Kentucky courts provide state-funded translators throughout all court proceedings for criminal defendants who don't understand English. Indiana courts require defendants to hire translators on their own if they can afford to do so.
"There are no requirements that are imposed by law for court interpreters of foreign language," said Lilia Judson, executive director of State Court Administration in Indiana.
In the case before the Indiana Supreme Court on Thursday in Indianapolis, defendant Jesus Arrieta is demanding that Indiana do what Kentucky does.
Indiana's approach "discriminates against people who don't understand English," Stephen Beardsley, Arrieta's lawyer, said last week. He said it imposes on someone who is presumed innocent "the extra burden" of paying for something that is intrinsic to the legal process.
"We don't pay the judge's salary.

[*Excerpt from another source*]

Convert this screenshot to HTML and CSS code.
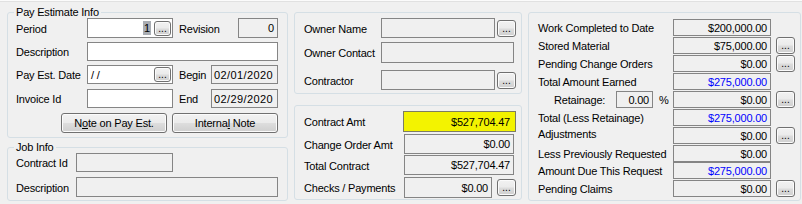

We don't pay for the court reporter," Beardsley said of defendants.
Judge Nancy Vaidik wrote a dissenting opinion that mirrors Arrieta's position."Requiring a non-English-speaking defendant to pay for an interpreter, to me, would be tantamount to requiring any defendant to pay for a courtroom, a bailiff, even a judge," she wrote.
A criminal defendant is involuntarily drawn into the judicial system and "made subject to its immense powers," Vaidik wrote. "To require that defendant to pay merely to be able to understand the words being spoken around him in this system infringes upon basic notions of fairness and due process." * * *
Kentucky courts spent $1.37 million in 2006 on interpreting services, up from $892,700 in 2003. The state uses freelance interpreters but also has hired nine full-time Spanish interpreters for five counties with high-volume criminal dockets: Jefferson, Fayette, Kenton, Boone and Shelby.
In Indiana, interpreters work freelance. Annual costs were not available last week, but in 2005 the state provided interpreters for 14,355 cases, up from 12,557 in 2004, State Court Administration officials said. Complete figures for 2006 are not yet available.